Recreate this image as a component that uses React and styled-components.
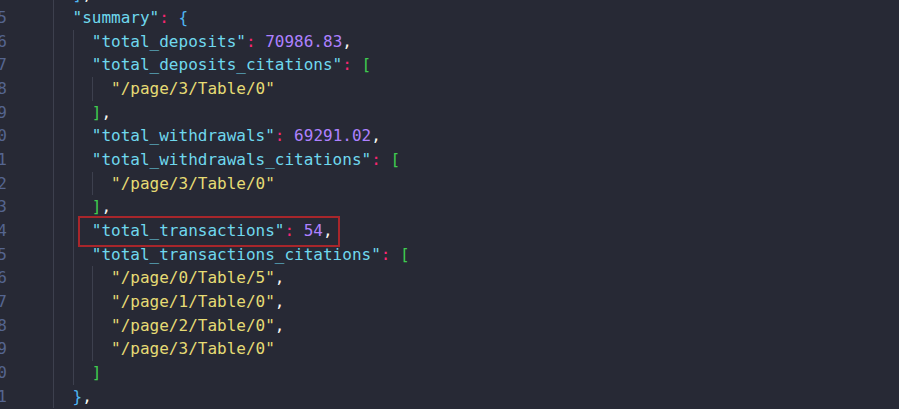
import styled, { createGlobalStyle } from 'styled-components';

const GlobalStyle = createGlobalStyle`
  html, body {
    margin: 0;
    padding: 0;
    background: #272935;
    overflow: hidden;
  }
`;

const Editor = styled.div`
  display: flex;
  flex-flow: row nowrap;
  width: 899px;
  height: 409px;
  overflow: hidden;
  background: #272935;
  font-family: 'DejaVu Sans Mono', 'Liberation Mono', monospace;
  font-size: 16px;
`;

const Gutter = styled.div`
  flex: 0 0 34px;
  min-width: 0;
  margin-top: -17.5px;
`;

const LineNumber = styled.div`
  display: flex;
  justify-content: flex-end;
  height: 23.67px;
  line-height: 23.67px;
  padding-right: 27px;
  color: #55658f;
  white-space: nowrap;
`;

const Code = styled.div`
  flex: 1;
  min-width: 0;
  margin-top: -17.5px;
`;

const Line = styled.div`
  position: relative;
  display: flex;
  flex-flow: row nowrap;
  height: 23.67px;
  line-height: 23.67px;
  white-space: pre;
  color: #f8f8f2;
`;

const Indent = styled.span`
  display: inline-block;
  flex: 0 0 2ch;
  height: 100%;
  box-sizing: border-box;
  border-left: 1px solid ${(p) => (p.guide ? '#3d404e' : 'transparent')};
`;

const Tok = styled.span`
  color: ${(p) =>
    ({
      key: '#6fd8ee',
      str: '#e6db74',
      num: '#ae81ff',
      colon: '#f92672',
      brace: '#4fb6f2',
      bracket: '#3fcc4f',
      punct: '#f8f8f2',
    })[p.kind]};
`;

const Highlight = styled.div`
  position: absolute;
  left: -14px;
  top: -3px;
  width: 258px;
  height: 27px;
  border: 2px solid #a8262b;
  pointer-events: none;
`;

const Marked = styled.span`
  position: relative;
  display: inline-flex;
`;

// guides: which indent levels draw a guide line on that row
const lines = [
  { depth: 2, guides: [1], toks: [['brace', ']'], ['punct', ',']] },
  { depth: 2, guides: [1], toks: [['key', '"summary"'], ['colon', ':'], ['punct', ' '], ['brace', '{']] },
  { depth: 3, guides: [1, 2], toks: [['key', '"total_deposits"'], ['colon', ':'], ['punct', ' '], ['num', '70986.83'], ['punct', ',']] },
  { depth: 3, guides: [1, 2], toks: [['key', '"total_deposits_citations"'], ['colon', ':'], ['punct', ' '], ['bracket', '[']] },
  { depth: 4, guides: [1, 2, 3], toks: [['str', '"/page/3/Table/0"']] },
  { depth: 3, guides: [1, 2], toks: [['bracket', ']'], ['punct', ',']] },
  { depth: 3, guides: [1, 2], toks: [['key', '"total_withdrawals"'], ['colon', ':'], ['punct', ' '], ['num', '69291.02'], ['punct', ',']] },
  { depth: 3, guides: [1, 2], toks: [['key', '"total_withdrawals_citations"'], ['colon', ':'], ['punct', ' '], ['bracket', '[']] },
  { depth: 4, guides: [1, 2, 3], toks: [['str', '"/page/3/Table/0"']] },
  { depth: 3, guides: [1, 2], toks: [['bracket', ']'], ['punct', ',']] },
  { depth: 3, guides: [1, 2], marked: true, toks: [['key', '"total_transactions"'], ['colon', ':'], ['punct', ' '], ['num', '54'], ['punct', ',']] },
  { depth: 3, guides: [1, 2], toks: [['key', '"total_transactions_citations"'], ['colon', ':'], ['punct', ' '], ['bracket', '[']] },
  { depth: 4, guides: [1, 2, 3], toks: [['str', '"/page/0/Table/5"'], ['punct', ',']] },
  { depth: 4, guides: [1, 2, 3], toks: [['str', '"/page/1/Table/0"'], ['punct', ',']] },
  { depth: 4, guides: [1, 2, 3], toks: [['str', '"/page/2/Table/0"'], ['punct', ',']] },
  { depth: 4, guides: [1, 2, 3], toks: [['str', '"/page/3/Table/0"']] },
  { depth: 3, guides: [1, 2], toks: [['bracket', ']']] },
  { depth: 2, guides: [1], toks: [['brace', '}'], ['punct', ',']] },
];

const FIRST_LINE = 54;

const CodeLine = ({ depth, guides, toks, marked }) => {
  const body = toks.map(([kind, text], i) => (
    <Tok key={i} kind={kind}>
      {text}
    </Tok>
  ));
  return (
    <Line>
      {Array.from({ length: depth }, (_, i) => (
        <Indent key={i} guide={guides.includes(i)} />
      ))}
      {marked ? (
        <Marked>
          {body}
          <Highlight />
        </Marked>
      ) : (
        body
      )}
    </Line>
  );
};

const App = () => {
  return (
    <>
      <GlobalStyle />
      <Editor>
        <Gutter>
          {lines.map((_, i) => (
            <LineNumber key={i}>{FIRST_LINE + i}</LineNumber>
          ))}
        </Gutter>
        <Code>
          {lines.map((l, i) => (
            <CodeLine key={i} {...l} />
          ))}
        </Code>
      </Editor>
    </>
  );
};

export default App;
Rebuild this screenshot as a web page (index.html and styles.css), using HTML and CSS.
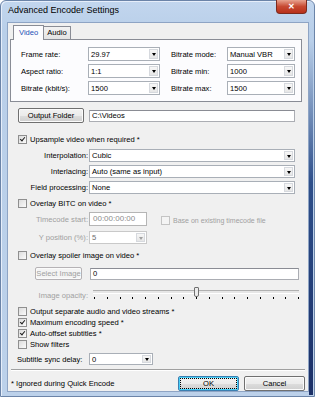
FILE: index.html
```html
<!DOCTYPE html>
<html lang="en">
<head>
  <meta charset="UTF-8">
  <title>Advanced Encoder Settings</title>
  <link rel="stylesheet" href="styles.css">
</head>
<body>
  <div class="window">
    <div class="titlebar">
      <span class="title">Advanced Encoder Settings</span>
      <span class="close">&#x2715;</span>
    </div>
    <div class="client">
      <div class="tabs">
        <span class="tab active">Video</span>
        <span class="tab">Audio</span>
      </div>
      <div class="panel">
        <div class="prow">
          <span class="plabel">Frame rate:</span>
          <div class="combo w72"><span>29.97</span><i></i></div>
          <span class="plabel2">Bitrate mode:</span>
          <div class="combo w68"><span>Manual VBR</span><i></i></div>
        </div>
        <div class="prow">
          <span class="plabel">Aspect ratio:</span>
          <div class="combo w72"><span>1:1</span><i></i></div>
          <span class="plabel2">Bitrate min:</span>
          <div class="combo w68"><span>1000</span><i></i></div>
        </div>
        <div class="prow">
          <span class="plabel">Bitrate (kbit/s):</span>
          <div class="combo w72"><span>1500</span><i></i></div>
          <span class="plabel2">Bitrate max:</span>
          <div class="combo w68"><span>1500</span><i></i></div>
        </div>
      </div>

      <div class="row folder">
        <button class="btn wide">Output Folder</button>
        <div class="textbox fill">C:\Videos</div>
      </div>

      <label class="check upsample"><span class="box checked"></span>Upsample video when required *</label>

      <div class="row field first">
        <span class="rlabel">Interpolation:</span>
        <div class="combo fill"><span>Cubic</span><i></i></div>
      </div>
      <div class="row field">
        <span class="rlabel">Interlacing:</span>
        <div class="combo fill"><span>Auto (same as input)</span><i></i></div>
      </div>
      <div class="row field">
        <span class="rlabel">Field processing:</span>
        <div class="combo fill"><span>None</span><i></i></div>
      </div>

      <label class="check bitc"><span class="box"></span>Overlay BITC on video *</label>

      <div class="row field timecode">
        <span class="rlabel off">Timecode start:</span>
        <div class="textbox off w58">00:00:00:00</div>
        <label class="check small off"><span class="box off"></span>Base on existing timecode file</label>
      </div>
      <div class="row field ypos">
        <span class="rlabel off">Y position (%):</span>
        <div class="combo w58 off"><span>5</span><i></i></div>
      </div>

      <label class="check spoiler"><span class="box"></span>Overlay spoiler image on video *</label>

      <div class="row select">
        <button class="btn off">Select Image</button>
        <div class="textbox fill tall">0</div>
      </div>

      <div class="row opacity">
        <span class="rlabel off">Image opacity:</span>
        <div class="slider">
          <div class="track"></div>
          <div class="thumb"></div>
          <div class="ticks">
            <b></b><b></b><b></b><b></b><b></b><b></b><b></b><b></b><b></b>
            <b></b><b></b><b></b><b></b><b></b><b></b><b></b><b></b>
          </div>
        </div>
      </div>

      <label class="check tight first-tight"><span class="box"></span>Output separate audio and video streams *</label>
      <label class="check tight"><span class="box checked"></span>Maximum encoding speed *</label>
      <label class="check tight"><span class="box checked"></span>Auto-offset subtitles *</label>
      <label class="check tight"><span class="box"></span>Show filters</label>

      <div class="row sync">
        <span class="synclabel">Subtitle sync delay:</span>
        <div class="combo w64"><span>0</span><i></i></div>
      </div>

      <div class="separator"></div>

      <div class="footer">
        <span class="note">* Ignored during Quick Encode</span>
        <button class="btn ok">OK</button>
        <button class="btn cancel">Cancel</button>
      </div>
    </div>
  </div>
</body>
</html>
```

FILE: styles.css
```css
body {
  margin: 0;
  background: #ffffff;
  font-family: "Liberation Sans", Arial, sans-serif;
  font-size: 7.6px;
  color: #000000;
}

.window {
  width: 315px;
  height: 397px;
  box-sizing: border-box;
  background: linear-gradient(to bottom, #c2d6ee 0px, #b9cfe9 30px, #bcd1ea 100%);
  border: 1px solid #6b84a8;
  border-radius: 6px 6px 0 0;
  padding: 0 5px 5px 6px;
  position: relative;
  box-shadow: inset 1px 1px 0 #e6eefa;
}

.window::after {
  content: "";
  position: absolute;
  right: 1px;
  top: 40px;
  bottom: 1px;
  width: 4px;
  background: linear-gradient(to bottom, #b9cfe9, #2e4f8a 40%, #1b2f66);
}

.titlebar {
  height: 21px;
  display: flex;
  align-items: center;
  position: relative;
}

.title {
  font-size: 9px;
  padding-left: 1px;
  padding-bottom: 3px;
  color: #000;
}

.close {
  position: absolute;
  right: 2px;
  top: -1px;
  width: 29px;
  height: 13px;
  background: linear-gradient(to bottom, #e8a38f, #c74a32 50%, #b8301a);
  border: 1px solid #7c2b1e;
  border-top: none;
  border-radius: 0 0 4px 4px;
  color: #ffffff;
  font-size: 8px;
  font-weight: bold;
  text-align: center;
  line-height: 13px;
}

.client {
  height: 370px;
  background: #f0f0f0;
  border: 1px solid #8ea4c4;
  box-sizing: border-box;
  padding: 2px 0 0 2px;
}

.tabs {
  display: flex;
  height: 14px;
  align-items: flex-end;
  padding-left: 4px;
}

.tab {
  height: 12px;
  line-height: 12px;
  padding: 0 3px;
  border: 1px solid #898c95;
  border-bottom: none;
  background: linear-gradient(to bottom, #f2f2f2, #e3e3e3);
  margin-left: -1px;
}

.tab.active {
  height: 14px;
  line-height: 14px;
  background: #fcfcfe;
  color: #1c50b6;
  position: relative;
  z-index: 1;
  margin-bottom: -1px;
  padding: 0 5px;
}

.panel {
  width: 292px;
  height: 63px;
  box-sizing: border-box;
  border: 1px solid #898c95;
  background: #fcfcfe;
  padding: 7px 0 0 10px;
}

.prow {
  display: flex;
  align-items: center;
  height: 14px;
  margin-bottom: 3px;
}

.plabel {
  width: 67px;
}

.plabel2 {
  width: 56px;
  margin-left: 11px;
}

.combo {
  height: 14px;
  box-sizing: border-box;
  border: 1px solid #a9afb7;
  background: #ffffff;
  display: flex;
  align-items: center;
  position: relative;
}

.combo span {
  flex: 1;
  padding-left: 2px;
  white-space: nowrap;
  overflow: hidden;
}

.combo i {
  width: 9px;
  height: calc(100% - 2px);
  margin-right: 1px;
  border: 1px solid #d6d9de;
  box-sizing: border-box;
  background: linear-gradient(to bottom, #f7f7f7, #e6e6e6);
  position: relative;
}

.combo i::after {
  content: "";
  position: absolute;
  left: 2px;
  top: 50%;
  margin-top: -1px;
  border-left: 2px solid transparent;
  border-right: 2px solid transparent;
  border-top: 3px solid #000000;
}

.combo.off span {
  color: #6d6d6d;
}

.combo.off i::after {
  border-top-color: #a0a0a0;
}

.w72 { width: 72px; }
.w68 { width: 68px; }
.w64 { width: 64px; }
.w58 { width: 58px; }

.row {
  display: flex;
  align-items: center;
  padding-left: 8px;
}

.folder {
  margin-top: 6px;
  height: 15px;
}

.fill {
  width: 206px;
}

.btn {
  font-family: inherit;
  font-size: inherit;
  height: 15px;
  padding: 0;
  border: 1px solid #707070;
  border-radius: 2px;
  background: linear-gradient(to bottom, #f2f2f2 0%, #ebebeb 50%, #dddddd 51%, #cfcfcf 100%);
  color: #000000;
  box-shadow: inset 0 0 0 1px #fbfbfb;
}

.btn.wide {
  width: 66px;
  margin-right: 5px;
}

.textbox {
  height: 12px;
  box-sizing: border-box;
  border: 1px solid #abadb3;
  border-top-color: #8a8c94;
  background: #ffffff;
  padding-left: 2px;
  line-height: 10px;
  white-space: nowrap;
}

.textbox.tall {
  height: 12px;
  width: 209px;
}

.check {
  display: flex;
  align-items: center;
  height: 10px;
  padding-left: 8px;
}

.box {
  width: 9px;
  height: 9px;
  box-sizing: border-box;
  border: 1px solid #8f8f8f;
  background: linear-gradient(135deg, #dcdcdc, #fbfbfb);
  margin-right: 3px;
  position: relative;
  flex: none;
}

.box.checked::after {
  content: "";
  position: absolute;
  left: 2px;
  top: 0px;
  width: 2px;
  height: 4px;
  border-right: 1.5px solid #1e1e1e;
  border-bottom: 1.5px solid #1e1e1e;
  transform: rotate(40deg);
}

.box.off {
  border-color: #c4c4c4;
  background: #f4f4f4;
}

.upsample {
  margin-top: 11px;
}

.field {
  height: 13px;
  margin-top: 3px;
}

.field.first {
  margin-top: 5px;
}

.field .combo {
  height: 13px;
}

.rlabel {
  width: 70px;
  text-align: right;
  padding-right: 1px;
  white-space: nowrap;
}

.off {
  color: #a0a0a0;
}

.textbox.off {
  color: #8c8c8c;
  height: 14px;
  line-height: 12px;
  font-size: 8px;
  border-color: #b5b5b5;
  padding-left: 3px;
}

.bitc {
  margin-top: 4px;
}

.timecode {
  height: 14px;
  margin-top: 4px;
}

.check.small {
  padding-left: 0;
  margin-left: 14px;
  margin-top: 3px;
  font-size: 7px;
}

.ypos {
  margin-top: 5px;
}

.ypos .combo {
  border-color: #c9c9c9;
}

.spoiler {
  margin-top: 6px;
}

.select {
  margin-top: 7px;
  height: 13px;
  padding-left: 25px;
}

.btn.off {
  width: 47px;
  height: 13px;
  margin-right: 8px;
  color: #a0a0a0;
  border-color: #b5b2b5;
  background: #f4f4f4;
}

.opacity {
  height: 14px;
  margin-top: 8px;
}

.slider {
  width: 206px;
  height: 14px;
  margin-left: 4px;
  position: relative;
}

.track {
  position: absolute;
  left: 0;
  right: 0;
  top: 2px;
  height: 2px;
  border-top: 1px solid #b0b0b0;
  border-bottom: 1px solid #ffffff;
  background: #e6e6e6;
}

.thumb {
  position: absolute;
  left: 101px;
  top: -1px;
  width: 3px;
  height: 8px;
  border: 1px solid #707070;
  border-radius: 1px 1px 2px 2px;
  background: #ececec;
}

.ticks {
  position: absolute;
  left: 1px;
  right: 0;
  top: 9px;
  display: flex;
  justify-content: space-between;
}

.ticks b {
  width: 1px;
  height: 2px;
  background: #000000;
}

.tight {
  height: 10px;
  margin-top: 1px;
}

.first-tight {
  margin-top: 4px;
}

.sync {
  margin-top: 4px;
  height: 12px;
  padding-left: 7px;
}

.synclabel {
  width: 72px;
}

.sync .combo {
  height: 12px;
}

.separator {
  margin: 4px 3px 0 1px;
  height: 0;
  border-top: 1px solid #a0a0a0;
  border-bottom: 1px solid #ffffff;
}

.footer {
  display: flex;
  align-items: center;
  height: 14px;
  margin-top: 5px;
  padding-left: 1px;
}

.note {
  width: 167px;
}

.btn.ok {
  width: 61px;
  height: 15px;
  border-color: #3c7fb1;
  box-shadow: inset 0 0 0 1px #48d0f8;
  outline: 1px dotted #000000;
  outline-offset: -3px;
}

.btn.cancel {
  width: 61px;
  height: 15px;
  margin-left: 5px;
}
```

########

- Stated task: Pull out every line holding "this" from the records above, and copy it.

- Task response:
Recreate this image as a component that uses React and styled-components.
Rebuild this screenshot as a web page (index.html and styles.css), using HTML and CSS.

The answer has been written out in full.